* GIVEN EXERCISE: Count the lines below that contain the word "React" and give only that number.

* MATERIALS PROVIDED:
------------------------

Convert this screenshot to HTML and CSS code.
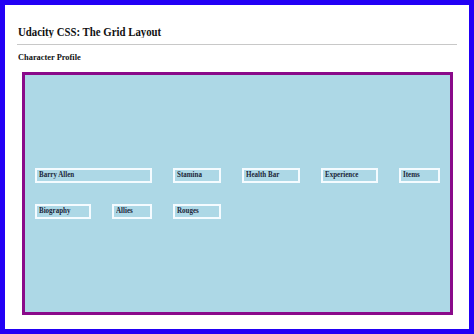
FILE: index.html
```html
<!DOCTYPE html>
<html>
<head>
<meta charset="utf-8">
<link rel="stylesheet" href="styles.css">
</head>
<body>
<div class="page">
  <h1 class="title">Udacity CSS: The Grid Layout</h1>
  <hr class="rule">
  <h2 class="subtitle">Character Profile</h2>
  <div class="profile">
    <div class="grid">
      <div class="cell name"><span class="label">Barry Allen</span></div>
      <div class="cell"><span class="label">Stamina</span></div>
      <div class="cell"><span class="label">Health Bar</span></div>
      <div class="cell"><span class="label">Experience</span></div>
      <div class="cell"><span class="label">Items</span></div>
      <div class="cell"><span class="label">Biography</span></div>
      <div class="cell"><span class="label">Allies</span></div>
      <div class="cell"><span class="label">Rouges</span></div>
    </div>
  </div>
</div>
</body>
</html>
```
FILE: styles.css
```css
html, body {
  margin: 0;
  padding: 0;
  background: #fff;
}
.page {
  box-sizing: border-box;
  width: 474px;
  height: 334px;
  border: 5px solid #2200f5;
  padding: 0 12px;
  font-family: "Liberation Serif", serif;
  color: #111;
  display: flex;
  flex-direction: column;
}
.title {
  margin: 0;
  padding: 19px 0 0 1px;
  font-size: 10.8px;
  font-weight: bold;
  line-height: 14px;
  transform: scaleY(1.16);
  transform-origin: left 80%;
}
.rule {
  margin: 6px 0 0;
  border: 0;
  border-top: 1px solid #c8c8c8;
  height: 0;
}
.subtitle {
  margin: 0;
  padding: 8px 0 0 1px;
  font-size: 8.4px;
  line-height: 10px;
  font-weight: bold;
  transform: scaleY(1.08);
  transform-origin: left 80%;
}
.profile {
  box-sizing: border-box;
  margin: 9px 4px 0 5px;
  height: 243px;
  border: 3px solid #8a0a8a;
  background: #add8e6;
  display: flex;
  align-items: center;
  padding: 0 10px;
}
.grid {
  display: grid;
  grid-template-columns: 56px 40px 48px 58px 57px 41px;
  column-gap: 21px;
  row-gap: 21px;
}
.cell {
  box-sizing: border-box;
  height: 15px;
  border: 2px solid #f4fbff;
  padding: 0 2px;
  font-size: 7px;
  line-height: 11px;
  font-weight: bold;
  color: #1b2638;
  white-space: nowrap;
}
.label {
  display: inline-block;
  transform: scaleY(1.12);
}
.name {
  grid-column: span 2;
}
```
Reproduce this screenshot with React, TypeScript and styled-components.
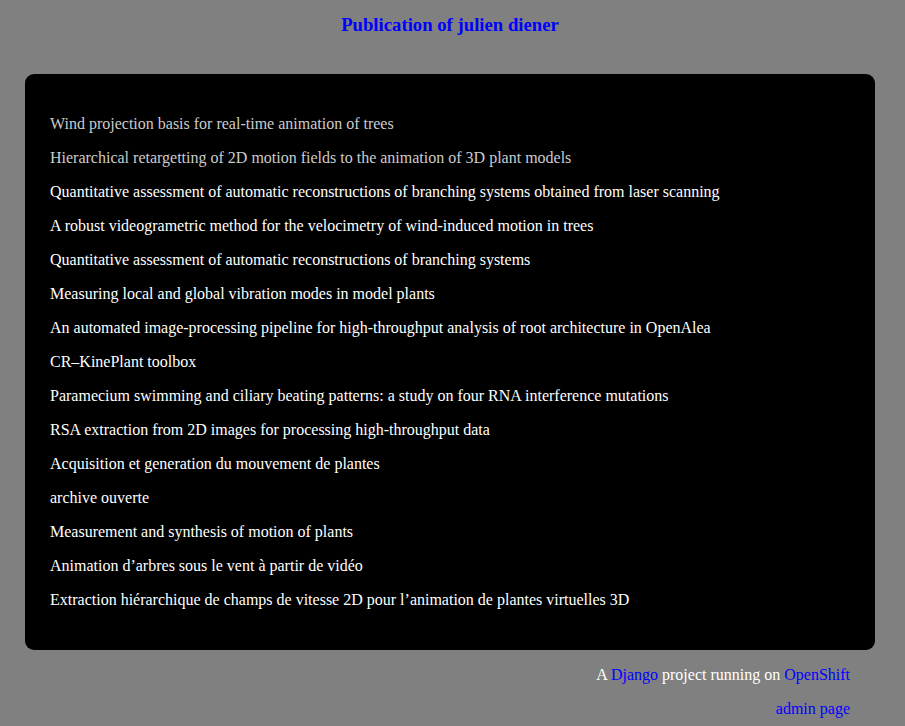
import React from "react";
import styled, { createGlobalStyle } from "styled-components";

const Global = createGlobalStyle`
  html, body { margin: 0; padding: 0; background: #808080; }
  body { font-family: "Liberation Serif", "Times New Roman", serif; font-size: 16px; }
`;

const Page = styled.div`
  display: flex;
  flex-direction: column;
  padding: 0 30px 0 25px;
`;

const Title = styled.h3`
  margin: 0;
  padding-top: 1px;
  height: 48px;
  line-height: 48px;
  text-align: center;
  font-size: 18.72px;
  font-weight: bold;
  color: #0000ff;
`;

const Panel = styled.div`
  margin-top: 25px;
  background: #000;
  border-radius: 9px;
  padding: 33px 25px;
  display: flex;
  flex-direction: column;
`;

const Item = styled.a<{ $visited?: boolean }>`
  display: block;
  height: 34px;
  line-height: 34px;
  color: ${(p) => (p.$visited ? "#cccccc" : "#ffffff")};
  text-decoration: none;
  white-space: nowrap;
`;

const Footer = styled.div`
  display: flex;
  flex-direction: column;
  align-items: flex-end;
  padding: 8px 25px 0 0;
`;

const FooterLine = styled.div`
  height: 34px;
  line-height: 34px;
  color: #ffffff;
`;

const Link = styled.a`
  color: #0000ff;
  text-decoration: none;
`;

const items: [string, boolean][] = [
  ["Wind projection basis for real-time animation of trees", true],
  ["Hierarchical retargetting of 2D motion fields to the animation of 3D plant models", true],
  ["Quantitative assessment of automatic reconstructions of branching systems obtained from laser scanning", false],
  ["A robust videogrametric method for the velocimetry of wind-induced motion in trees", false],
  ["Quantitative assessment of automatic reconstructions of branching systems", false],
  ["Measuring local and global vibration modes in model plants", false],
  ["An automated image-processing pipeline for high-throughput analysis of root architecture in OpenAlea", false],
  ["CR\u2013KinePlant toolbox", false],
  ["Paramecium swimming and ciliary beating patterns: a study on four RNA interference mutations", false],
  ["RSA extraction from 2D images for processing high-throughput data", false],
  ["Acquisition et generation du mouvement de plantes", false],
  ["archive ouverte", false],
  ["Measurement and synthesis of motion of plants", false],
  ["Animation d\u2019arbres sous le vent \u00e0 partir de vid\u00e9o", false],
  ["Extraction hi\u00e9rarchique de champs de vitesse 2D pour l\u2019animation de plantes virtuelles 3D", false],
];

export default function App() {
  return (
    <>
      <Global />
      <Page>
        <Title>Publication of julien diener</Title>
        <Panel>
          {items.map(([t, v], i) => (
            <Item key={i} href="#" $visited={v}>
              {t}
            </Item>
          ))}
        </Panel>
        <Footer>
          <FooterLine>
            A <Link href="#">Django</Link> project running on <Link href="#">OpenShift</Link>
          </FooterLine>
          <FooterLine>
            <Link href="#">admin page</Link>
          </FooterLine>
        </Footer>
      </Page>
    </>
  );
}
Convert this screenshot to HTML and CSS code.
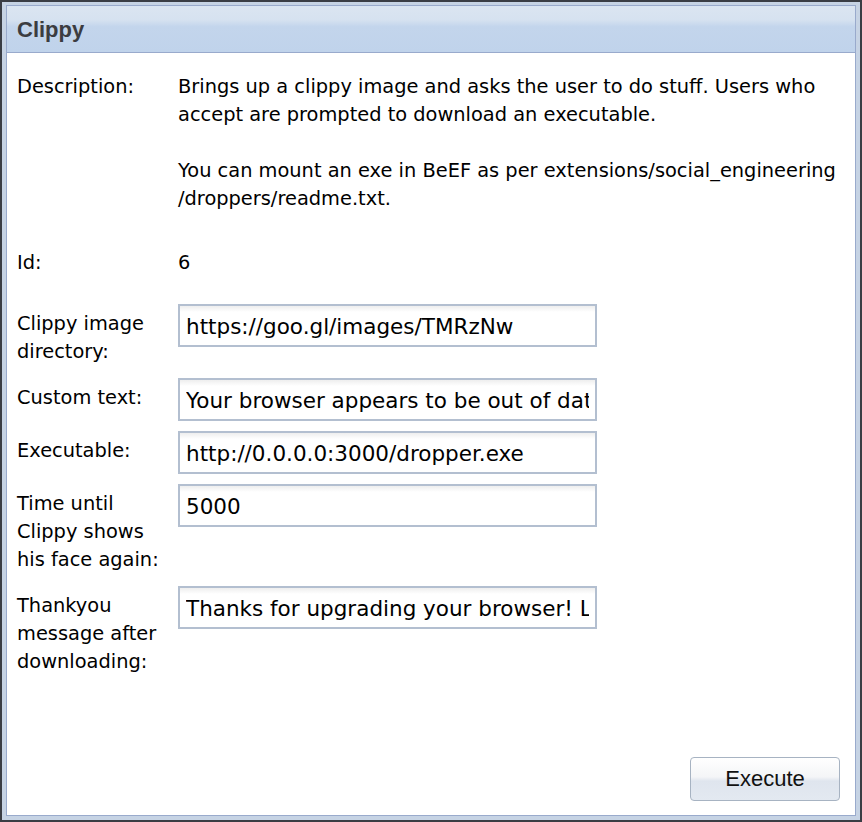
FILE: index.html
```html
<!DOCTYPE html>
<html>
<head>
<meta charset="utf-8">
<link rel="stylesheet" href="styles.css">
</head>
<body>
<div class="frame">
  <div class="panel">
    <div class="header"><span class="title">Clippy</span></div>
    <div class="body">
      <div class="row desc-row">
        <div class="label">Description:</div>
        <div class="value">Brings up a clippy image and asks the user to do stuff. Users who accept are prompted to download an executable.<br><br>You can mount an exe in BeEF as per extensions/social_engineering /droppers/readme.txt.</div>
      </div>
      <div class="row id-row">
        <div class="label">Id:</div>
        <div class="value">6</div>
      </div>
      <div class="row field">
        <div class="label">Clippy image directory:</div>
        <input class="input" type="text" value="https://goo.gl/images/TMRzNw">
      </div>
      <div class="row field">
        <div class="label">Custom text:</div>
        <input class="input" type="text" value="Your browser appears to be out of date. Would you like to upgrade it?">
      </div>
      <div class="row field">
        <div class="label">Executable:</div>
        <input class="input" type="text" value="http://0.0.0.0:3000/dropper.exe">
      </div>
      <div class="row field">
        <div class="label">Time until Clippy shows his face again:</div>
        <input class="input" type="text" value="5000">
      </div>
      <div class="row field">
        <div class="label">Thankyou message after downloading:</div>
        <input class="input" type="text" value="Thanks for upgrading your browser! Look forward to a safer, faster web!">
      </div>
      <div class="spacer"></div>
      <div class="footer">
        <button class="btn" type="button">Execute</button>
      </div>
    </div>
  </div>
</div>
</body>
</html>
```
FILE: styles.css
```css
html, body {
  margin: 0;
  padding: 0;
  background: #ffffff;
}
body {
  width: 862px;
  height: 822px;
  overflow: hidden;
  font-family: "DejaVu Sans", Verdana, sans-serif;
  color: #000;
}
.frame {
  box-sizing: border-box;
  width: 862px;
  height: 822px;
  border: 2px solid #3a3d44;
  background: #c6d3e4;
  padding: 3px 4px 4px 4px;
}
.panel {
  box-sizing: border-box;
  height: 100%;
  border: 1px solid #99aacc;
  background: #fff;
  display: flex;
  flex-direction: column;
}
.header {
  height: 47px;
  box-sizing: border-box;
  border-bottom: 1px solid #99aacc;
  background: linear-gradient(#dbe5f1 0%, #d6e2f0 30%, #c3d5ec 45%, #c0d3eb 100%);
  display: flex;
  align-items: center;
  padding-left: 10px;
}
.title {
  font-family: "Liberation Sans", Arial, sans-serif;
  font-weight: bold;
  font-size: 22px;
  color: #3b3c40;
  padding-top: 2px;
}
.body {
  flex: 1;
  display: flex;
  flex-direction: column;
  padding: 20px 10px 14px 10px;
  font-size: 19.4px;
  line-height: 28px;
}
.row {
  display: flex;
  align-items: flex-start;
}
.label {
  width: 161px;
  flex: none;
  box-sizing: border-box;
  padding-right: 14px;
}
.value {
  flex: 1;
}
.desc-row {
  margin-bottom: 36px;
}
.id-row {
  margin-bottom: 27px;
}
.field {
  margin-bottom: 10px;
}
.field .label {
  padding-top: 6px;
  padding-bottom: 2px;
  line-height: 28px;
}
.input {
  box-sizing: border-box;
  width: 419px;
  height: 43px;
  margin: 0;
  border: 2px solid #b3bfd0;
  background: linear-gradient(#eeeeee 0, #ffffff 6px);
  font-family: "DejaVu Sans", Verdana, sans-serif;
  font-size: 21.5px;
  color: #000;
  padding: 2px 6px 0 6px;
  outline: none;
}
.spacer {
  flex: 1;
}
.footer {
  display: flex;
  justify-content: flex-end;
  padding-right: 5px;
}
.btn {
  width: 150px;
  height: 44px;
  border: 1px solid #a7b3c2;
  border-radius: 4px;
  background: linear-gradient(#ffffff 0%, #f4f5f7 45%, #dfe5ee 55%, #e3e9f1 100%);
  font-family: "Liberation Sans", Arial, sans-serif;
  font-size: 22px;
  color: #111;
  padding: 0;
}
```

------------------------

* REPLY: 2